## start Supplied records
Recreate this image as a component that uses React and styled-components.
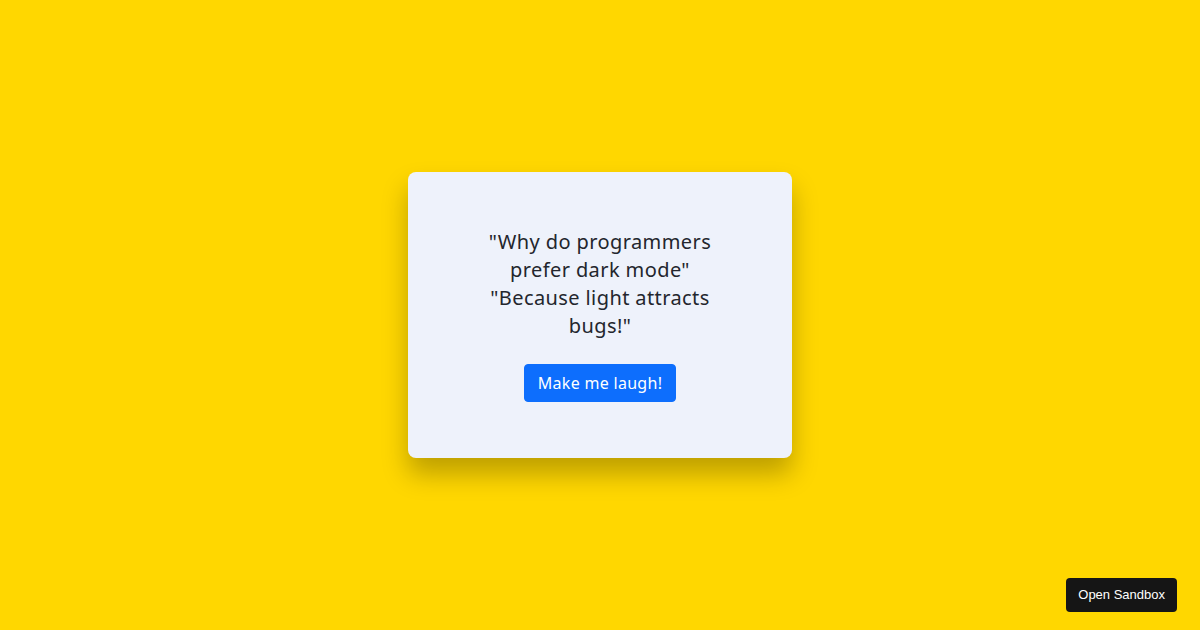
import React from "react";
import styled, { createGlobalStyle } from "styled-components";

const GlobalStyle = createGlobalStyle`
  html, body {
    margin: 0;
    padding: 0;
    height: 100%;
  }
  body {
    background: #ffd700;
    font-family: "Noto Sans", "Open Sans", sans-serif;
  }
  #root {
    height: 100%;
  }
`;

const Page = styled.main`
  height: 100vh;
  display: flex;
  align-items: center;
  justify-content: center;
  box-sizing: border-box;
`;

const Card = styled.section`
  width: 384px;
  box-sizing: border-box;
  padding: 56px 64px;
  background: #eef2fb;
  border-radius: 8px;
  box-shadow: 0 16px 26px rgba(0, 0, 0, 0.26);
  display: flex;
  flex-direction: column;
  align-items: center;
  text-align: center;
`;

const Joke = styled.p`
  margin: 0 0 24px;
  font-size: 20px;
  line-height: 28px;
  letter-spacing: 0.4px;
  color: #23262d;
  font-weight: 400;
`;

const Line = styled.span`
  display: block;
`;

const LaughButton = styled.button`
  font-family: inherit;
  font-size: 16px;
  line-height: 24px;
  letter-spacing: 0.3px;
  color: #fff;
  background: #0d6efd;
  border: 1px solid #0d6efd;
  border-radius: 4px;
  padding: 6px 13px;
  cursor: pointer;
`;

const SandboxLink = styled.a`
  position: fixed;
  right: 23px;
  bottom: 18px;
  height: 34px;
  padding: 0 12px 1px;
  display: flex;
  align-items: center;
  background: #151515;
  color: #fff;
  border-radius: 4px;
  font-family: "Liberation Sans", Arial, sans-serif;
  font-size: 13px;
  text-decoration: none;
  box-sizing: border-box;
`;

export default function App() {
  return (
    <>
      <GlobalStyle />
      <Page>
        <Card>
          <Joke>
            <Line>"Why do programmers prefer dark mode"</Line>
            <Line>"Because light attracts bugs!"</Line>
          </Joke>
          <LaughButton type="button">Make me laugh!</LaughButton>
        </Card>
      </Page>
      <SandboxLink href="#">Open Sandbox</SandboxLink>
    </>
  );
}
## end Supplied records
## start Supplied records
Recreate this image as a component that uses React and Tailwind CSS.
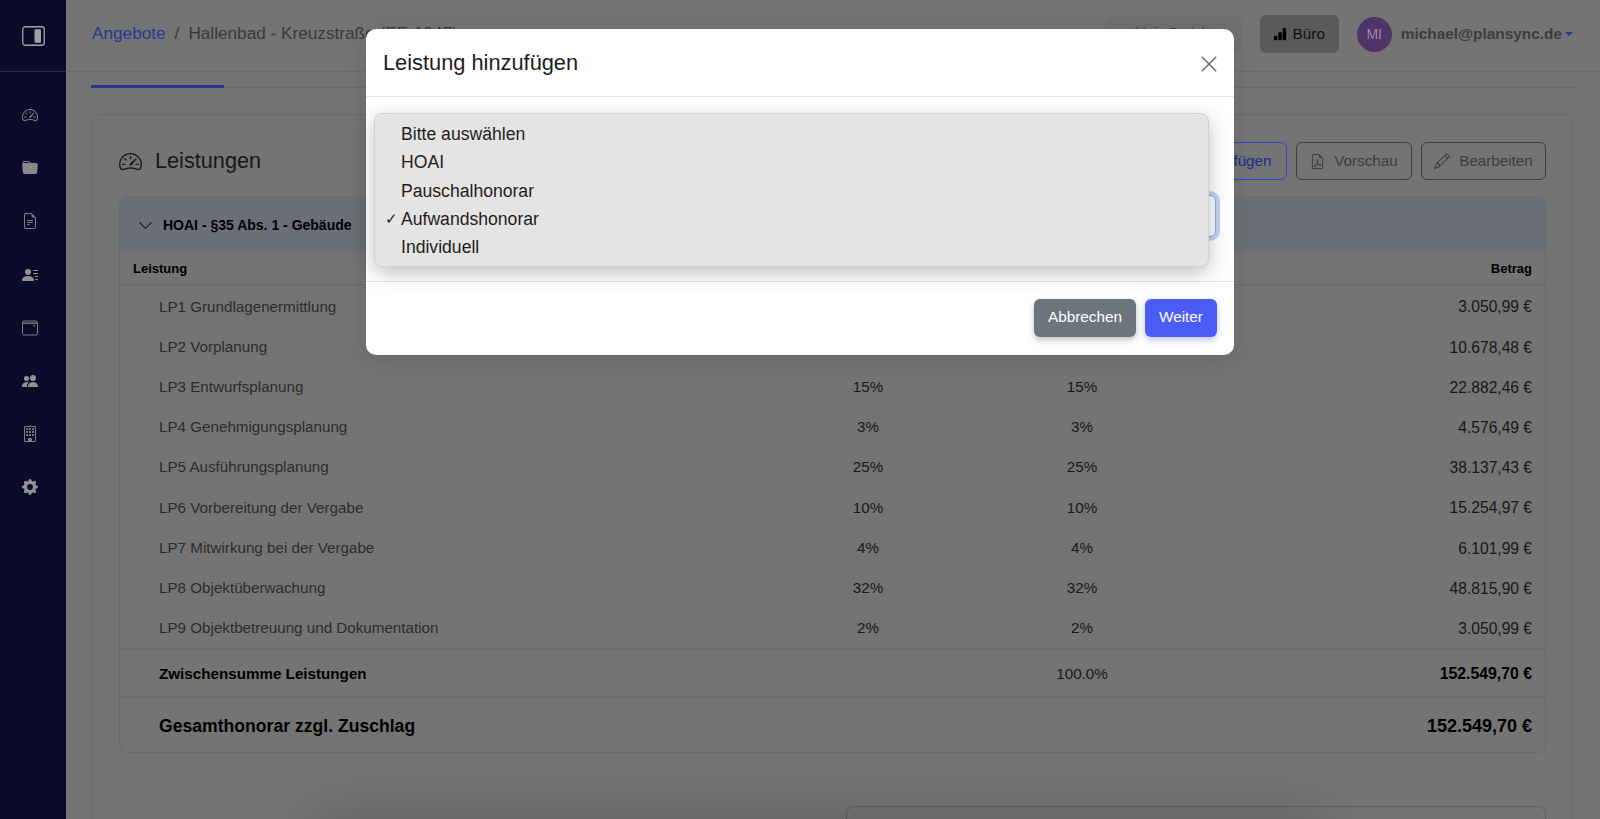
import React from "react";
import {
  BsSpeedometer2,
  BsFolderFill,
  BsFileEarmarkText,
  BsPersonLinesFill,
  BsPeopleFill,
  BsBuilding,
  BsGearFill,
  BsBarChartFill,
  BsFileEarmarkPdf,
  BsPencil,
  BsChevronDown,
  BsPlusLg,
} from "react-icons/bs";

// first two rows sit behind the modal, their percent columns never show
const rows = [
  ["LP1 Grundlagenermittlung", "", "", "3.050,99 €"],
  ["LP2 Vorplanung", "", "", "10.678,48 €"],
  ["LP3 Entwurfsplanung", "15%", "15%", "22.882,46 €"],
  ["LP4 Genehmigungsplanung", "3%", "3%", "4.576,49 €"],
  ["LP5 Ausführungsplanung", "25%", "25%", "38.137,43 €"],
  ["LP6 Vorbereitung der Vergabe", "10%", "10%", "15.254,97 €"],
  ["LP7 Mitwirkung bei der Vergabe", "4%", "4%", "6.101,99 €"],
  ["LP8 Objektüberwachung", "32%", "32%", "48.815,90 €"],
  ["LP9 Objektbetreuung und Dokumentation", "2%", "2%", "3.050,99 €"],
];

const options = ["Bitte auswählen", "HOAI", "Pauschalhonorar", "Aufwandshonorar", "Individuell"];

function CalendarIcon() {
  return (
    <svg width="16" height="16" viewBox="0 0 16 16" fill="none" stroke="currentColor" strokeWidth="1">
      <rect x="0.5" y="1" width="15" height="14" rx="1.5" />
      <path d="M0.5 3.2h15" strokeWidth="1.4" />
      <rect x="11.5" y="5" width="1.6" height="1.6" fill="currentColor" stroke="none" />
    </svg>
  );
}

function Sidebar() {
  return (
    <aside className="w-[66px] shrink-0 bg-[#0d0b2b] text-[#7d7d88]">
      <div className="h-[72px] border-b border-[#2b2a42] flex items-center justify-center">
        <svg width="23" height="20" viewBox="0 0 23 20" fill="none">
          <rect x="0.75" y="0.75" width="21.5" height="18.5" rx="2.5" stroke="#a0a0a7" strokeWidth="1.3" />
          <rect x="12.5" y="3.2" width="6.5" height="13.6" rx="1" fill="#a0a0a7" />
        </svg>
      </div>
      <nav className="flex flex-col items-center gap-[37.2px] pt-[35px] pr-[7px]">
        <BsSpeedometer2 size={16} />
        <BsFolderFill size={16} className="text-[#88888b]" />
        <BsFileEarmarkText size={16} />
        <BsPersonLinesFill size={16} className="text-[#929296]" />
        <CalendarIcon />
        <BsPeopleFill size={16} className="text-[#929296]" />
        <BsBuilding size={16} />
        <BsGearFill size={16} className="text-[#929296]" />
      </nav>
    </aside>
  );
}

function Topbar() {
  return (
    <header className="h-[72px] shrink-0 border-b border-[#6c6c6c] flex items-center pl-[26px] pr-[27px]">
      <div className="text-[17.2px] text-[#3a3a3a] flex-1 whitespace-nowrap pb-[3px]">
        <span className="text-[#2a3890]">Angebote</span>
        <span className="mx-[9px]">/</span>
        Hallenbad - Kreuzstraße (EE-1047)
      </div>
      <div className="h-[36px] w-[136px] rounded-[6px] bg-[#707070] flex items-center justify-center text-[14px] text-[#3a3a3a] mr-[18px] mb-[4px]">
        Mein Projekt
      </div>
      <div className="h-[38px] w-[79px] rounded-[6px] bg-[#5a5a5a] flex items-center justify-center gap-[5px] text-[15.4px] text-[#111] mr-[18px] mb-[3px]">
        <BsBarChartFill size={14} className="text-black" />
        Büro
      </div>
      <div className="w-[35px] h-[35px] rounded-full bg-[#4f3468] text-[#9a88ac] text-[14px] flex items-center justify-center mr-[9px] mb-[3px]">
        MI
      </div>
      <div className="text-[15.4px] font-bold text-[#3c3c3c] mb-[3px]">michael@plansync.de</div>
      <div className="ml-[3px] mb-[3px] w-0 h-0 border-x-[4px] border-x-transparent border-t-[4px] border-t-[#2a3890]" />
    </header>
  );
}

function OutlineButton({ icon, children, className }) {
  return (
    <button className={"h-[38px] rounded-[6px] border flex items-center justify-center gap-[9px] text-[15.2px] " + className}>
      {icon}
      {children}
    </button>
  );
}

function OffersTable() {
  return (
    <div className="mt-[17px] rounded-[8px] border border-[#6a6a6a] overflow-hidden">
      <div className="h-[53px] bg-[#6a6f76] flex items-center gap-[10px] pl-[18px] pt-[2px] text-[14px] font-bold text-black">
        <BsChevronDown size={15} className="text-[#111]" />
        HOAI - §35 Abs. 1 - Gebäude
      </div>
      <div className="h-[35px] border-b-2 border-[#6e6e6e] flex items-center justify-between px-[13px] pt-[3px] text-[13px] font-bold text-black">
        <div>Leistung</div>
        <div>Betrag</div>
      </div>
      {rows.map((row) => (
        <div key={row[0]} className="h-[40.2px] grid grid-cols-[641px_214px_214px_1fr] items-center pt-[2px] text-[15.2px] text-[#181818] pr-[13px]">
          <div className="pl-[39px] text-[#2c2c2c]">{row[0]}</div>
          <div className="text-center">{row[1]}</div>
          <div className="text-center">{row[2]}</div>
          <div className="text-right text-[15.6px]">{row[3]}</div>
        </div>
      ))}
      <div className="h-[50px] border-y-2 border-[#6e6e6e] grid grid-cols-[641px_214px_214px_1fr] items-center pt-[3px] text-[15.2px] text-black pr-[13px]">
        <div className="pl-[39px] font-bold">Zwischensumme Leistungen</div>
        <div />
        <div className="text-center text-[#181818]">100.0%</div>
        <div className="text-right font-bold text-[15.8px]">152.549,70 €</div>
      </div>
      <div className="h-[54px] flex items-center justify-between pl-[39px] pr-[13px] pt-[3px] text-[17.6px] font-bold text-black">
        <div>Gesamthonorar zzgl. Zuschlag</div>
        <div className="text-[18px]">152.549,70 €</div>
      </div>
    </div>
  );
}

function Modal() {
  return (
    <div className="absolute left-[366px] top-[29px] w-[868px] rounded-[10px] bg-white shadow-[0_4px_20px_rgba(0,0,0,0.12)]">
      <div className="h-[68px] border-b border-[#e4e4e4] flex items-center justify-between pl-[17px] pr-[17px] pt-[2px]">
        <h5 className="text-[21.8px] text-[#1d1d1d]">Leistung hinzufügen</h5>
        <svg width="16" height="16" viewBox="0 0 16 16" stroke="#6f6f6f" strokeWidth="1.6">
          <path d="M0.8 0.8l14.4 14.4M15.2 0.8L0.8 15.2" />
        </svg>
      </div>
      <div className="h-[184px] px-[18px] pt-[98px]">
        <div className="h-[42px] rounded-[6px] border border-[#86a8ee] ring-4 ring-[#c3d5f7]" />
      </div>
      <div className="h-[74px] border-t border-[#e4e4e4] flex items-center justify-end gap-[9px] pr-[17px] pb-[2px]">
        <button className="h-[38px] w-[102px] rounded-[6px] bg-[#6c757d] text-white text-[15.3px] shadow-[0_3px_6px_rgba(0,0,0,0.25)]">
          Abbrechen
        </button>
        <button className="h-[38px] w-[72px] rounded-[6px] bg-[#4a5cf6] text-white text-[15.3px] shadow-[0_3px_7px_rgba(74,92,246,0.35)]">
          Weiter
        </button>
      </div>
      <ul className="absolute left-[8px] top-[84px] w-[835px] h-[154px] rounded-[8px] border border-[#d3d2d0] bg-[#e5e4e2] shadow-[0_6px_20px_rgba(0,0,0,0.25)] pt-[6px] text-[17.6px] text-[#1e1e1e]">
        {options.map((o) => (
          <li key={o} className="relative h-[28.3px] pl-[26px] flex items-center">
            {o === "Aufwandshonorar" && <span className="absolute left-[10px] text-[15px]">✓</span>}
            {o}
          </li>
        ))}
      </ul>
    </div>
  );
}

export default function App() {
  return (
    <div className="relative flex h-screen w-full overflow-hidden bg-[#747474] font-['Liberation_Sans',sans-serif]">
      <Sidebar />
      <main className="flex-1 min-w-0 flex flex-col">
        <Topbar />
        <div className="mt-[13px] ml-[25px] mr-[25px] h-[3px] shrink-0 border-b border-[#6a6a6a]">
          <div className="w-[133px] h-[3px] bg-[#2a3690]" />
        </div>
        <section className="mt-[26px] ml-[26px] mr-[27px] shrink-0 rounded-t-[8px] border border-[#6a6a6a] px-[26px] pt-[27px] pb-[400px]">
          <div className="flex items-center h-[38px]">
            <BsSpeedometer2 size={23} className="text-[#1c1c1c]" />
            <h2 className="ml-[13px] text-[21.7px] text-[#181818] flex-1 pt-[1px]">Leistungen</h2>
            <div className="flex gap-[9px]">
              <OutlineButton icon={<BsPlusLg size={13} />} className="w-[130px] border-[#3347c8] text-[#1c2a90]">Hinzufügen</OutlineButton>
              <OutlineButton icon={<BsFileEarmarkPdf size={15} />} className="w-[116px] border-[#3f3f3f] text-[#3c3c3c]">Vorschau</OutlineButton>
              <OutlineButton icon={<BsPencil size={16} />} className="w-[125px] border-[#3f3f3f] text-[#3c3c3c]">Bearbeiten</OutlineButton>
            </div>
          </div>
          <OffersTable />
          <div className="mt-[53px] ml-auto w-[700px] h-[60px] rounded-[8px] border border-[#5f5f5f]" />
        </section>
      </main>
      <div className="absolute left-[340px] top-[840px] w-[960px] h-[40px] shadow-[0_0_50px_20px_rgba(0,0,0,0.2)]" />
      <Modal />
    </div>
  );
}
## end Supplied records
## Problem to work on
Which lines hold the word "this"? Copy each of them from the records.

## Solution to the exercise
Recreate this image as a component that uses React and styled-components.
Recreate this image as a component that uses React and Tailwind CSS.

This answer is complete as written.